Cute Dsl FMHA Runner#
-
class CuteDslFMHARunner#
Unified runner for CuTe DSL compiled FMHA kernels (Blackwell SM100+).
Supports two execution modes via separate AOT-compiled kernel variants:
LLM prefill/chunked-prefill: batched Q [B,S_q,H_q,D] + combined KV cache [B,2,H_kv,Cap,D] with causal masking and optional sliding window.
ViT: packed varlen separate Q/K/V [total_S,H,D] with cu_seqlens [B+1] for ragged batching, bidirectional attention (no causal mask).
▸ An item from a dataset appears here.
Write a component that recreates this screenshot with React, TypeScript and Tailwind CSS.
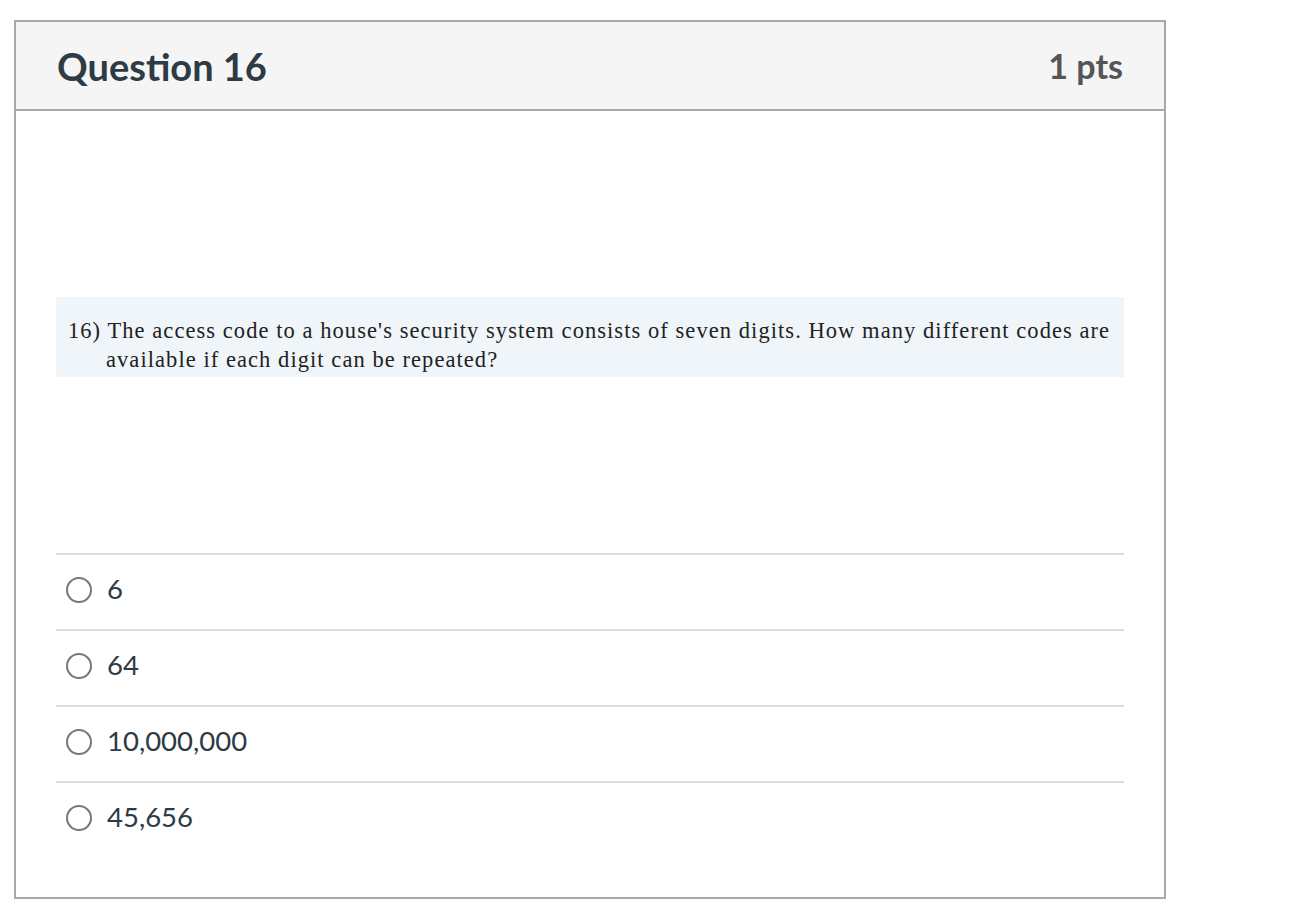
import React from "react";

const answers = ["6", "64", "10,000,000", "45,656"];

export default function App() {
  return (
    <div className="min-h-[924px] w-[1308px] bg-white pt-[20px] pl-[14px]" style={{ fontFamily: "Lato, 'Noto Sans', sans-serif" }}>
      <div className="w-[1152px] border-2 border-[#a8a8a8] bg-white">
        <div className="flex h-[89px] items-center justify-between border-b-2 border-[#a8a8a8] bg-[#f5f5f5] px-[41px]">
          <h2 className="text-[38px] font-bold leading-none text-[#2d3b45]">Question 16</h2>
          <div className="text-[34px] font-bold leading-none text-[#555555]">1 pts</div>
        </div>
        <div className="px-[40px] pt-[186px] pb-[40px]">
          <div
            className="h-[80px] bg-[#eff5f8] pl-[12px] pt-[19px] text-[22.5px] leading-[29px] tracking-[1.06px] text-[#222222]"
            style={{ fontFamily: "'Liberation Serif', 'DejaVu Serif', serif" }}
          >
            <div className="whitespace-nowrap">16) The access code to a house's security system consists of seven digits. How many different codes are</div>
            <div className="pl-[38px]">available if each digit can be repeated?</div>
          </div>
          <div className="mt-[176px]">
            {answers.map((a) => (
              <div key={a} className="flex h-[76px] items-center border-t-2 border-[#dddddd] pb-[4px] pl-[10px]">
                <span className="box-border h-[26px] w-[26px] rounded-full border-2 border-[#777777] bg-white" />
                <span className="ml-[15px] -translate-y-[1px] text-[27.5px] leading-none text-[#2d3b45]">{a}</span>
              </div>
            ))}
          </div>
        </div>
      </div>
    </div>
  );
}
Each mode has its own kernel modules and run() overload.
Public Functions
- CuteDslFMHARunner(
- int32_t numQHeads,
- int32_t numKVHeads,
- int32_t headDim,
- int32_t batchSize = 0,
- int32_t seqLenQ = 0,
- int32_t kvCacheCapacity = 0
-
~CuteDslFMHARunner() = default#
-
CuteDslFMHARunner(CuteDslFMHARunner const&) = delete#
-
CuteDslFMHARunner &operator=(CuteDslFMHARunner const&) = delete#
- void run(
- void const *qPtr,
- void const *kvPtr,
- void *oPtr,
- int32_t const *cuKVSeqLens,
- cudaStream_t stream,
- int32_t slidingWindowSize = INT_MAX
LLM FMHA: batched Q + combined KV cache with causal masking.
- Parameters:
qPtr – Query [B, S_q, H_q, D]
kvPtr – Combined KV cache [B, 2, H_kv, Cap, D]
oPtr – Output [B, S_q, H_q, D]
cuKVSeqLens – Cumulative KV sequence lengths [B+1]
stream – CUDA stream
slidingWindowSize – Sliding window size (INT_MAX = disabled)
- void run(
- void const *qPtr,
- void const *kPtr,
- void const *vPtr,
- void *oPtr,
- int32_t const *cuSeqLens,
- int32_t totalSeqLen,
- int32_t maxSeqLen,
- int32_t batchSize,
- cudaStream_t stream
ViT FMHA: packed varlen separate Q/K/V, bidirectional.
- Parameters:
qPtr – Query [total_S, H, D]
kPtr – Key [total_S, H, D]
vPtr – Value [total_S, H, D]
oPtr – Output [total_S, H, D]
cuSeqLens – Cumulative sequence lengths [B+1]
totalSeqLen – Sum of all sequence lengths
maxSeqLen – Longest individual sequence length
batchSize – Number of sequences
stream – CUDA stream